[BEGIN]
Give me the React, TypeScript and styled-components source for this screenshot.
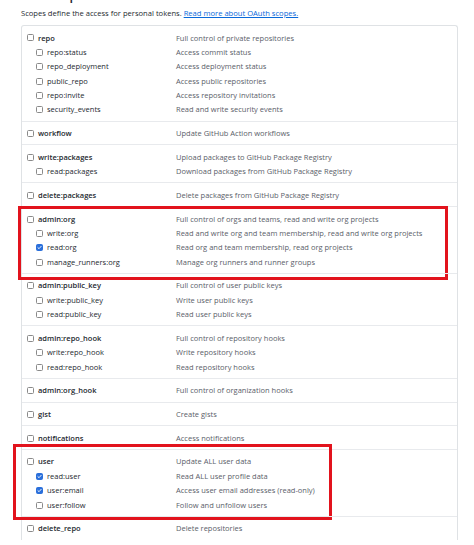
import React from "react";
import styled, { createGlobalStyle } from "styled-components";

const Global = createGlobalStyle`
  html, body { margin: 0; padding: 0; background: #ffffff; }
  body { font-family: "Open Sans", "Noto Sans", sans-serif; overflow: hidden; }
`;

const Page = styled.div`
  padding: 0 16px 0 21px;
  width: 474px;
  box-sizing: border-box;
`;

const Heading = styled.h3`
  margin: -10px 0 0;
  height: 12px;
  font-size: 10px;
  line-height: 12px;
  font-weight: 700;
  color: #24292f;
`;

const Intro = styled.p`
  margin: 6px 0 0;
  font-size: 7.6px;
  line-height: 10px;
  color: #24292f;
`;

const Link = styled.a`
  color: #0969da;
  text-decoration: underline;
`;

const Panel = styled.div`
  margin-top: 7px;
  border: 1px solid #dfe2e5;
  border-bottom: none;
  border-radius: 3px 3px 0 0;
  background: #fff;
`;

const Group = styled.div<{ $first?: boolean }>`
  position: relative;
  padding: 4.5px 0 3.8px;
  border-top: ${(p) => (p.$first ? "none" : "1px solid #e8eaed")};
`;

const Row = styled.label<{ $child?: boolean }>`
  display: grid;
  grid-template-columns: ${(p) => (p.$child ? "11px 129px" : "11px 138px")} 1fr;
  padding-left: ${(p) => (p.$child ? "14px" : "5px")};
  align-items: center;
  height: 14.4px;
  font-size: 7.5px;
  line-height: 14.4px;
  white-space: nowrap;
`;

const Box = styled.span<{ $checked?: boolean }>`
  width: 7px;
  height: 7px;
  box-sizing: border-box;
  border-radius: 1.5px;
  border: 1px solid ${(p) => (p.$checked ? "#2a6fdb" : "#8a8a8a")};
  background: ${(p) => (p.$checked ? "#2a6fdb" : "#fff")};
  display: flex;
  align-items: center;
  justify-content: center;
  margin-top: 0.5px;
`;

const Name = styled.span<{ $child?: boolean }>`
  color: #24292f;
  font-weight: ${(p) => (p.$child ? 400 : 600)};
`;

const Desc = styled.span`
  color: #5a6069;
`;

const Highlight = styled.div`
  position: absolute;
  border: 3.5px solid #e2131d;
  box-sizing: border-box;
  pointer-events: none;
`;

type Item = { name: string; desc: string; checked?: boolean };
type G = {
  parent: Item;
  children?: Item[];
  hl?: { top: number; left: number; width: number; height: number };
};

const groups: G[] = [
  {
    parent: { name: "repo", desc: "Full control of private repositories" },
    children: [
      { name: "repo:status", desc: "Access commit status" },
      { name: "repo_deployment", desc: "Access deployment status" },
      { name: "public_repo", desc: "Access public repositories" },
      { name: "repo:invite", desc: "Access repository invitations" },
      { name: "security_events", desc: "Read and write security events" },
    ],
  },
  { parent: { name: "workflow", desc: "Update GitHub Action workflows" } },
  {
    parent: { name: "write:packages", desc: "Upload packages to GitHub Package Registry" },
    children: [{ name: "read:packages", desc: "Download packages from GitHub Package Registry" }],
  },
  { parent: { name: "delete:packages", desc: "Delete packages from GitHub Package Registry" } },
  {
    parent: { name: "admin:org", desc: "Full control of orgs and teams, read and write org projects" },
    children: [
      { name: "write:org", desc: "Read and write org and team membership, read and write org projects" },
      { name: "read:org", desc: "Read org and team membership, read org projects", checked: true },
      { name: "manage_runners:org", desc: "Manage org runners and runner groups" },
    ],
    hl: { top: -1, left: -4, width: 430, height: 74 },
  },
  {
    parent: { name: "admin:public_key", desc: "Full control of user public keys" },
    children: [
      { name: "write:public_key", desc: "Write user public keys" },
      { name: "read:public_key", desc: "Read user public keys" },
    ],
  },
  {
    parent: { name: "admin:repo_hook", desc: "Full control of repository hooks" },
    children: [
      { name: "write:repo_hook", desc: "Write repository hooks" },
      { name: "read:repo_hook", desc: "Read repository hooks" },
    ],
  },
  { parent: { name: "admin:org_hook", desc: "Full control of organization hooks" } },
  { parent: { name: "gist", desc: "Create gists" } },
  { parent: { name: "notifications", desc: "Access notifications" } },
  {
    parent: { name: "user", desc: "Update ALL user data" },
    children: [
      { name: "read:user", desc: "Read ALL user profile data", checked: true },
      { name: "user:email", desc: "Access user email addresses (read-only)", checked: true },
      { name: "user:follow", desc: "Follow and unfollow users" },
    ],
    hl: { top: -6, left: -9, width: 319, height: 76 },
  },
  { parent: { name: "delete_repo", desc: "Delete repositories" } },
];

const Check = () => (
  <svg width="5" height="5" viewBox="0 0 10 10">
    <path d="M1.8 5.2 L4.1 7.4 L8.3 2.6" fill="none" stroke="#fff" strokeWidth="1.8" strokeLinecap="round" strokeLinejoin="round" />
  </svg>
);

const ScopeRow = ({ item, child }: { item: Item; child?: boolean }) => (
  <Row $child={child}>
    <Box $checked={item.checked}>{item.checked && <Check />}</Box>
    <Name $child={child}>{item.name}</Name>
    <Desc>{item.desc}</Desc>
  </Row>
);

export default function App() {
  return (
    <Page>
      <Global />
      <Heading>Select scopes</Heading>
      <Intro>
        Scopes define the access for personal tokens. <Link>Read more about OAuth scopes.</Link>
      </Intro>
      <Panel>
        {groups.map((g, i) => (
          <Group key={g.parent.name} $first={i === 0}>
            <ScopeRow item={g.parent} />
            {g.children?.map((c) => (
              <ScopeRow key={c.name} item={c} child />
            ))}
            {g.hl && (
              <Highlight
                style={{ top: g.hl.top, left: g.hl.left, width: g.hl.width, height: g.hl.height }}
              />
            )}
          </Group>
        ))}
      </Panel>
    </Page>
  );
}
[END]
== INSTRUCTION ==
Reproduce the listing exactly. Leave its pictures out.

== ANSWER BELOW ==
Give me the React, TypeScript and styled-components source for this screenshot.
import React from "react";
import styled, { createGlobalStyle } from "styled-components";

const Global = createGlobalStyle`
  html, body { margin: 0; padding: 0; background: #ffffff; }
  body { font-family: "Open Sans", "Noto Sans", sans-serif; overflow: hidden; }
`;

const Page = styled.div`
  padding: 0 16px 0 21px;
  width: 474px;
  box-sizing: border-box;
`;

const Heading = styled.h3`
  margin: -10px 0 0;
  height: 12px;
  font-size: 10px;
  line-height: 12px;
  font-weight: 700;
  color: #24292f;
`;

const Intro = styled.p`
  margin: 6px 0 0;
  font-size: 7.6px;
  line-height: 10px;
  color: #24292f;
`;

const Link = styled.a`
  color: #0969da;
  text-decoration: underline;
`;

const Panel = styled.div`
  margin-top: 7px;
  border: 1px solid #dfe2e5;
  border-bottom: none;
  border-radius: 3px 3px 0 0;
  background: #fff;
`;

const Group = styled.div<{ $first?: boolean }>`
  position: relative;
  padding: 4.5px 0 3.8px;
  border-top: ${(p) => (p.$first ? "none" : "1px solid #e8eaed")};
`;

const Row = styled.label<{ $child?: boolean }>`
  display: grid;
  grid-template-columns: ${(p) => (p.$child ? "11px 129px" : "11px 138px")} 1fr;
  padding-left: ${(p) => (p.$child ? "14px" : "5px")};
  align-items: center;
  height: 14.4px;
  font-size: 7.5px;
  line-height: 14.4px;
  white-space: nowrap;
`;

const Box = styled.span<{ $checked?: boolean }>`
  width: 7px;
  height: 7px;
  box-sizing: border-box;
  border-radius: 1.5px;
  border: 1px solid ${(p) => (p.$checked ? "#2a6fdb" : "#8a8a8a")};
  background: ${(p) => (p.$checked ? "#2a6fdb" : "#fff")};
  display: flex;
  align-items: center;
  justify-content: center;
  margin-top: 0.5px;
`;

const Name = styled.span<{ $child?: boolean }>`
  color: #24292f;
  font-weight: ${(p) => (p.$child ? 400 : 600)};
`;

const Desc = styled.span`
  color: #5a6069;
`;

const Highlight = styled.div`
  position: absolute;
  border: 3.5px solid #e2131d;
  box-sizing: border-box;
  pointer-events: none;
`;

type Item = { name: string; desc: string; checked?: boolean };
type G = {
  parent: Item;
  children?: Item[];
  hl?: { top: number; left: number; width: number; height: number };
};

const groups: G[] = [
  {
    parent: { name: "repo", desc: "Full control of private repositories" },
    children: [
      { name: "repo:status", desc: "Access commit status" },
      { name: "repo_deployment", desc: "Access deployment status" },
      { name: "public_repo", desc: "Access public repositories" },
      { name: "repo:invite", desc: "Access repository invitations" },
      { name: "security_events", desc: "Read and write security events" },
    ],
  },
  { parent: { name: "workflow", desc: "Update GitHub Action workflows" } },
  {
    parent: { name: "write:packages", desc: "Upload packages to GitHub Package Registry" },
    children: [{ name: "read:packages", desc: "Download packages from GitHub Package Registry" }],
  },
  { parent: { name: "delete:packages", desc: "Delete packages from GitHub Package Registry" } },
  {
    parent: { name: "admin:org", desc: "Full control of orgs and teams, read and write org projects" },
    children: [
      { name: "write:org", desc: "Read and write org and team membership, read and write org projects" },
      { name: "read:org", desc: "Read org and team membership, read org projects", checked: true },
      { name: "manage_runners:org", desc: "Manage org runners and runner groups" },
    ],
    hl: { top: -1, left: -4, width: 430, height: 74 },
  },
  {
    parent: { name: "admin:public_key", desc: "Full control of user public keys" },
    children: [
      { name: "write:public_key", desc: "Write user public keys" },
      { name: "read:public_key", desc: "Read user public keys" },
    ],
  },
  {
    parent: { name: "admin:repo_hook", desc: "Full control of repository hooks" },
    children: [
      { name: "write:repo_hook", desc: "Write repository hooks" },
      { name: "read:repo_hook", desc: "Read repository hooks" },
    ],
  },
  { parent: { name: "admin:org_hook", desc: "Full control of organization hooks" } },
  { parent: { name: "gist", desc: "Create gists" } },
  { parent: { name: "notifications", desc: "Access notifications" } },
  {
    parent: { name: "user", desc: "Update ALL user data" },
    children: [
      { name: "read:user", desc: "Read ALL user profile data", checked: true },
      { name: "user:email", desc: "Access user email addresses (read-only)", checked: true },
      { name: "user:follow", desc: "Follow and unfollow users" },
    ],
    hl: { top: -6, left: -9, width: 319, height: 76 },
  },
  { parent: { name: "delete_repo", desc: "Delete repositories" } },
];

const Check = () => (
  <svg width="5" height="5" viewBox="0 0 10 10">
    <path d="M1.8 5.2 L4.1 7.4 L8.3 2.6" fill="none" stroke="#fff" strokeWidth="1.8" strokeLinecap="round" strokeLinejoin="round" />
  </svg>
);

const ScopeRow = ({ item, child }: { item: Item; child?: boolean }) => (
  <Row $child={child}>
    <Box $checked={item.checked}>{item.checked && <Check />}</Box>
    <Name $child={child}>{item.name}</Name>
    <Desc>{item.desc}</Desc>
  </Row>
);

export default function App() {
  return (
    <Page>
      <Global />
      <Heading>Select scopes</Heading>
      <Intro>
        Scopes define the access for personal tokens. <Link>Read more about OAuth scopes.</Link>
      </Intro>
      <Panel>
        {groups.map((g, i) => (
          <Group key={g.parent.name} $first={i === 0}>
            <ScopeRow item={g.parent} />
            {g.children?.map((c) => (
              <ScopeRow key={c.name} item={c} child />
            ))}
            {g.hl && (
              <Highlight
                style={{ top: g.hl.top, left: g.hl.left, width: g.hl.width, height: g.hl.height }}
              />
            )}
          </Group>
        ))}
      </Panel>
    </Page>
  );
}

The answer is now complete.